Sobre as restrições sentidas ao nível dos cereais, o Presidente da Cooperativa Terra Verde considera que será a pecuária quem “vai sentir mais isso, porque estão dependentes das rações do exterior”. Em todo o caso, Manuel Ledo refere que a agricultura “já está a sentir problemas em relação aos fertilizantes (...) Vamos começar também a sentir na questão das sementes que vão aumentar”. Manuel Ledo lembra que “não é quando os problemas nos batem à porta que os vamos resolver. Temos obrigação de ter soluções e neste momento não temos por culpa nossa”.
“Do Governo, mas também da agricultura e dos nossos produtores que também têm uma quota-parte de responsabilidade”, afirma, realçando a necessidade de se delinearem políticas com uma perspectiva a 10 ou 15 anos e apontando um dos erros cometidos no sector nos últimos tempos.
“O produtor de leite que queira enveredar pela carne tem incentivos mas não se contempla a possibilidade de um produtor de leite que queira dedicar-se à agricultura. Foi um erro crasso”, considera Manuel Ledo que apesar de admitir que “a agricultura não é a solução para o problema que a pecuária vive, mas poderia colmatá-lo”. Seguindo o raciocínio sobre a pecuária, o Presidente da Terra Verde, realça que “se houver uma diminuição do efectivo pecuário, esses terrenos vão sobrar e poderão ser cultivados de milho ou trigo, não só para o nosso sustento mas também para o próprio efectivo pecuário”. Manuel Ledo defende claramente que “temos capacidade para sermos auto-sustentáveis, só que é necessário que existam políticas nesse sentido”.
“Temos de passar das palavras aos actos e se o Governo quer pecuária vamos incentivá-la, mas se acharmos que esta alcançou o seu máximo vamos ver o que podemos cultivar. Na agricultura temos espaço para crescer mas temos de ter uma política que seja apelativa”, reforça.
Destacando que a associação de produtores agrícolas continua a aguardar por uma audiência com o Presidente do Governo, Manuel Ledo refere que a recepção e integração de mão-de-obra ucraniana, por exemplo, poderiam ser importantes para colmatar um dos grandes problemas vividos pelo sector; a falta de mão-de-obra. “O Senhor Presidente disse, e muito bem, que estava de portas abertas para receber os ucranianos refugiados e poderíamos receber ucranianos que tivessem formação na área da agricultura, quer de trabalhadores rurais quer de técnicos superiores (...) Havendo essa mão-de-obra, nós agricultores podemos aumentar a nossa produção e, muitas vezes, não aumentamos a nossa produção por falta de mão-de-obra”, garante.
O entrevistado defende também a necessidade imediata de o Estado apoiar os agricultores, até “para que os nossos produtos cheguem ao consumidor a preços que estes possam pagar”. “A Europa já olhou para isso com um PRR que ninguém sabe muito bem o que vai acontecer.
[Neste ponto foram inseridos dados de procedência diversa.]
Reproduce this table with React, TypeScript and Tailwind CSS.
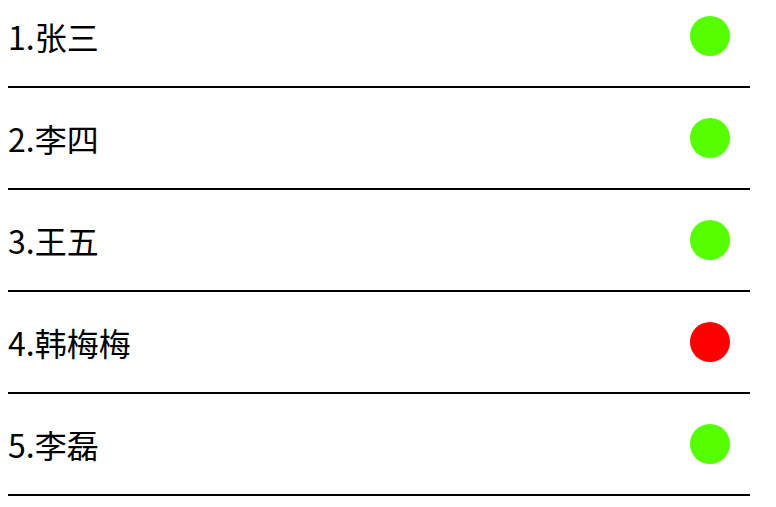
import React from 'react';

const people = [
  { name: '张三', online: true },
  { name: '李四', online: true },
  { name: '王五', online: true },
  { name: '韩梅梅', online: false },
  { name: '李磊', online: true },
];

export default function App() {
  return (
    <div
      className="bg-white text-black w-[776px] h-[507px] overflow-hidden"
      style={{ fontFamily: '"Noto Sans CJK SC", "Noto Sans", sans-serif' }}
    >
      <ul className="ml-2 w-[742px] -mt-[14px]">
        {people.map((p, i) => (
          <li
            key={i}
            className="flex items-center justify-between h-[102px] border-b-2 border-black"
          >
            <span className="text-[32px] leading-none">
              {i + 1}.{p.name}
            </span>
            <span
              className={
                'w-10 h-10 rounded-full mr-5 ' + (p.online ? 'bg-[#55ff00]' : 'bg-[#ff0000]')
              }
            />
          </li>
        ))}
      </ul>
    </div>
  );
}
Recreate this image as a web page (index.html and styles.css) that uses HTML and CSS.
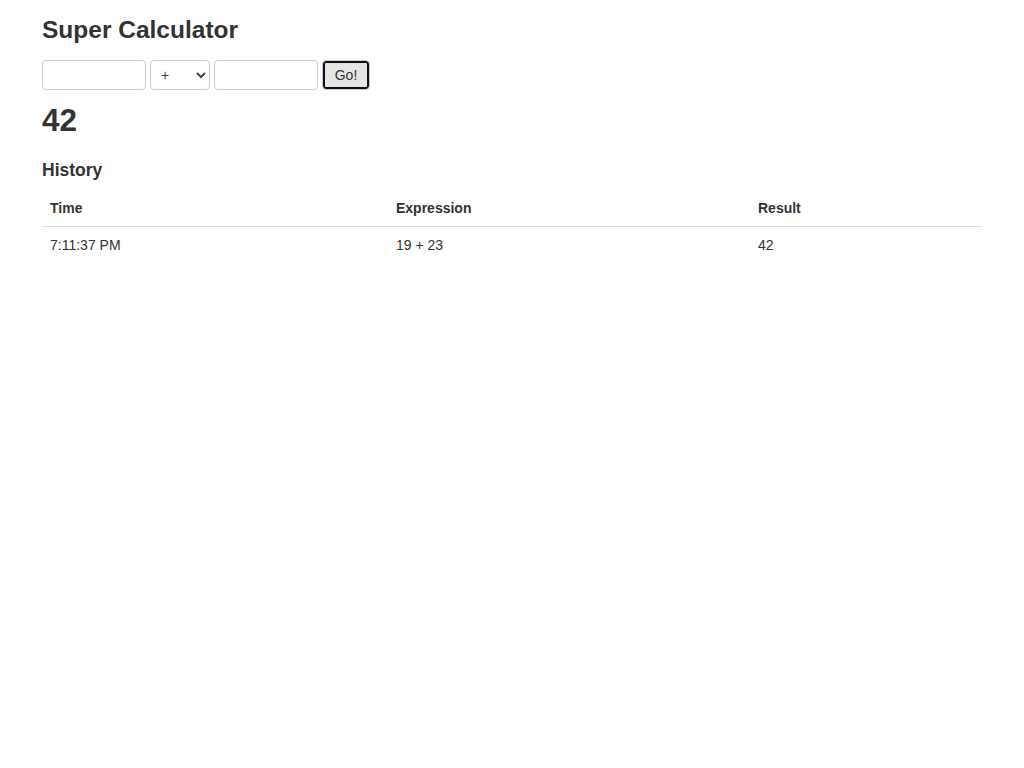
FILE: index.html
```html
<!DOCTYPE html>
<html>
<head>
<meta charset="utf-8">
<title>Super Calculator</title>
<link rel="stylesheet" href="styles.css">
</head>
<body>
<div class="container">
  <h1 class="title">Super Calculator</h1>
  <form class="calc">
    <input class="field" type="text">
    <select class="op">
      <option>+</option>
      <option>-</option>
      <option>*</option>
      <option>/</option>
    </select>
    <input class="field" type="text">
    <button class="go" type="button">Go!</button>
  </form>
  <h2 class="result">42</h2>
  <h3 class="history-title">History</h3>
  <table class="history">
    <thead>
      <tr><th class="c1">Time</th><th class="c2">Expression</th><th class="c3">Result</th></tr>
    </thead>
    <tbody>
      <tr><td>7:11:37 PM</td><td>19 + 23</td><td>42</td></tr>
    </tbody>
  </table>
</div>
</body>
</html>
```

FILE: styles.css
```css
html, body {
  margin: 0;
  padding: 0;
  background: #fff;
}
body {
  font-family: "Liberation Sans", Arial, Helvetica, sans-serif;
  font-size: 14px;
  line-height: 20px;
  color: #333;
}
.container {
  width: 940px;
  margin: 0 auto;
  padding-top: 10px;
}
.title {
  font-size: 24.5px;
  line-height: 40px;
  margin: 0 0 10px;
  font-weight: bold;
}
.calc {
  display: flex;
  gap: 4px;
  align-items: stretch;
  height: 30px;
  margin: 0;
}
.field {
  box-sizing: border-box;
  width: 104px;
  height: 30px;
  border: 1px solid #ccc;
  border-radius: 4px;
  padding: 4px 6px;
  font: inherit;
  background: #fff;
}
.op {
  box-sizing: border-box;
  width: 60px;
  height: 30px;
  border: 1px solid #ccc;
  border-radius: 4px;
  padding: 0 0 0 6px;
  font: inherit;
  color: #444;
  background: #fff;
}
.go {
  box-sizing: border-box;
  width: 48px;
  height: 30px;
  border: 1px solid #ccc;
  border-radius: 4px;
  box-shadow: inset 0 0 0 2px #111;
  background: #e6e6e6;
  font: inherit;
  color: #333;
  padding: 0;
}
.result {
  font-size: 31.5px;
  line-height: 40px;
  font-weight: bold;
  margin: 10px 0 10px;
}
.history-title {
  font-size: 17.5px;
  line-height: 20px;
  font-weight: bold;
  margin: 20px 0 10px;
}
.history {
  width: 100%;
  border-collapse: collapse;
  border-spacing: 0;
}
.history th, .history td {
  text-align: left;
  padding: 8px;
  line-height: 20px;
  vertical-align: top;
}
.history th {
  font-weight: bold;
  border-bottom: 1px solid #ddd;
}
.c1 { width: 330px; }
.c2 { width: 346px; }
```
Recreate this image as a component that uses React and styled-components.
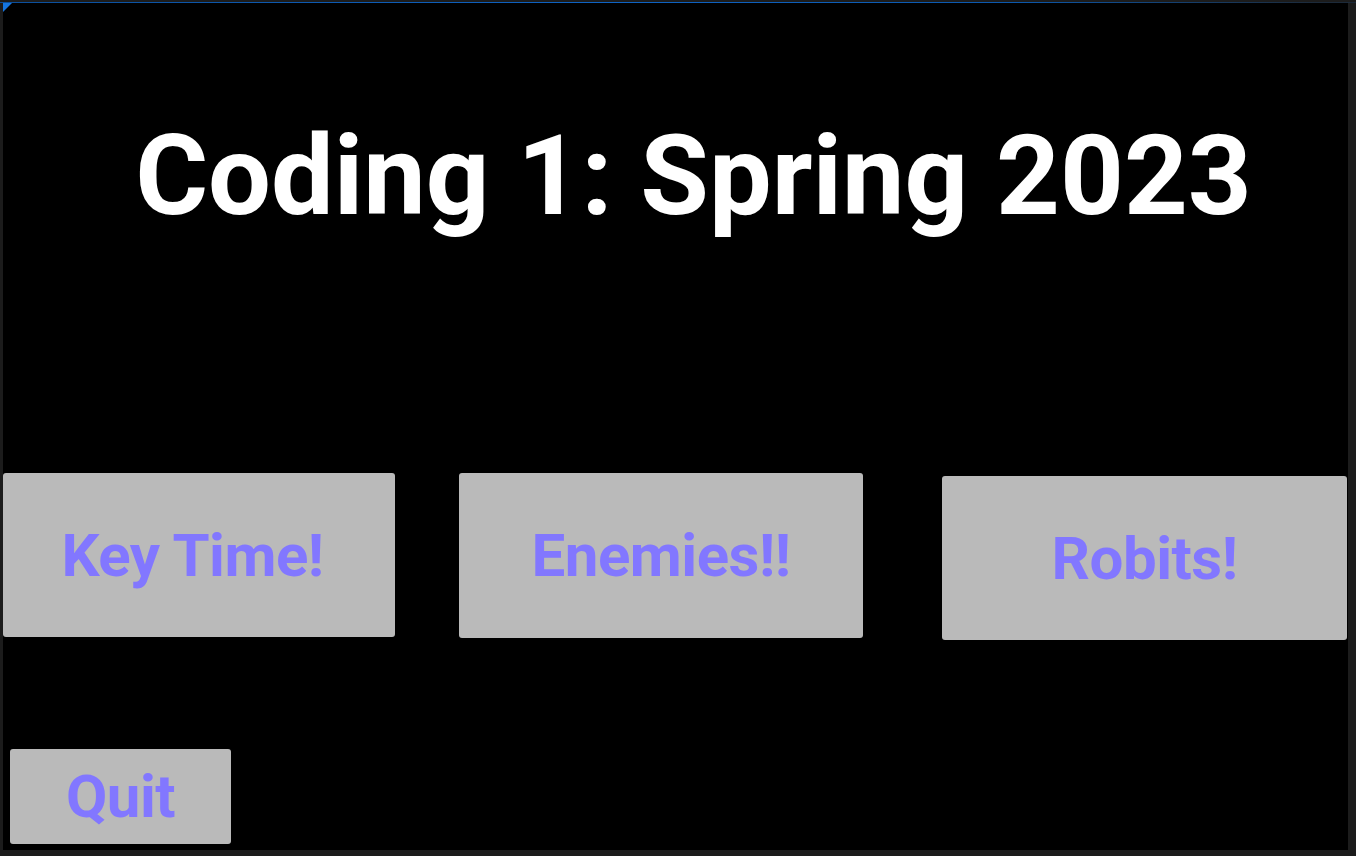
import React from "react";
import styled, { createGlobalStyle } from "styled-components";

const Global = createGlobalStyle`
  html, body {
    margin: 0;
    padding: 0;
    background: #1c1c1c;
    font-family: Roboto, "Liberation Sans", sans-serif;
  }
`;

const Frame = styled.div`
  width: 1356px;
  height: 856px;
  box-sizing: border-box;
  padding: 3px 8px 6px 3px;
  background: #1c1c1c;
  position: relative;
  overflow: hidden;
`;

const TopLine = styled.div`
  position: absolute;
  left: 0;
  right: 0;
  top: 2px;
  height: 1px;
  background: linear-gradient(90deg, #0b4f9c 0%, #0e63c4 45%, #0b58ad 75%, #1c2a3a 97%);
`;

const Corner = styled.div`
  position: absolute;
  left: 3px;
  top: 3px;
  width: 0;
  height: 0;
  border-top: 9px solid #1575e0;
  border-right: 9px solid transparent;
`;

const Screen = styled.div`
  width: 100%;
  height: 100%;
  background: #000;
  display: flex;
  flex-direction: column;
`;

const Title = styled.h1`
  margin: 0;
  padding: 108px 0 0 36px;
  height: 250px;
  box-sizing: border-box;
  text-align: center;
  color: #fff;
  font-size: 111.5px;
  font-weight: 700;
  line-height: 131px;
  letter-spacing: 0;
`;

const Row = styled.div`
  display: flex;
  align-items: flex-start;
  margin-top: 220px;
`;

const Button = styled.button`
  width: ${({ w }) => w}px;
  height: ${({ h }) => h}px;
  margin-left: ${({ ml }) => ml || 0}px;
  margin-top: ${({ mt }) => mt || 0}px;
  padding: 0 ${({ shift }) => shift || 0}px 0 0;
  box-sizing: border-box;
  flex: none;
  border: none;
  border-radius: 3px;
  background: #bababa;
  color: #8277ff;
  font-family: Roboto, "Liberation Sans", sans-serif;
  font-size: 60px;
  font-weight: 700;
  letter-spacing: -0.5px;
  display: flex;
  align-items: center;
  justify-content: center;
  cursor: pointer;
`;

const Bottom = styled.div`
  display: flex;
  margin-top: 109px;
`;

export default function App() {
  return (
    <>
      <Global />
      <Frame>
        <TopLine />
        <Corner />
        <Screen>
          <Title>Coding 1: Spring 2023</Title>
          <Row>
            <Button w={392} h={164} shift={13}>Key Time!</Button>
            <Button w={404} h={165} ml={64}>Enemies!!</Button>
            <Button w={405} h={164} ml={79} mt={3}>Robits!</Button>
          </Row>
          <Bottom>
            <Button w={221} h={95} ml={7}>Quit</Button>
          </Bottom>
        </Screen>
      </Frame>
    </>
  );
}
Seria importante aproveitar esse Plano e esta injecção de capital para que essas verbas sejam bem utilizadas e que não nos preocupemos apenas em gastar”, realça.
O Presidente da Terra Verde que diz falar por São Miguel, não tem dúvidas de que “temos capacidade para dar uma resposta plena”, referindo-se à capacidade de produção, “desde que haja um trabalho conjunto nesse sentido”.
Manuel Ledo destaca e garante igualmente as “óptimas condições de produção para todos os produtos e temos vários microclimas.
Somos muito ricos nos nossos solos e nas nossas condições edafo-climáticas e podemos produzir tudo”.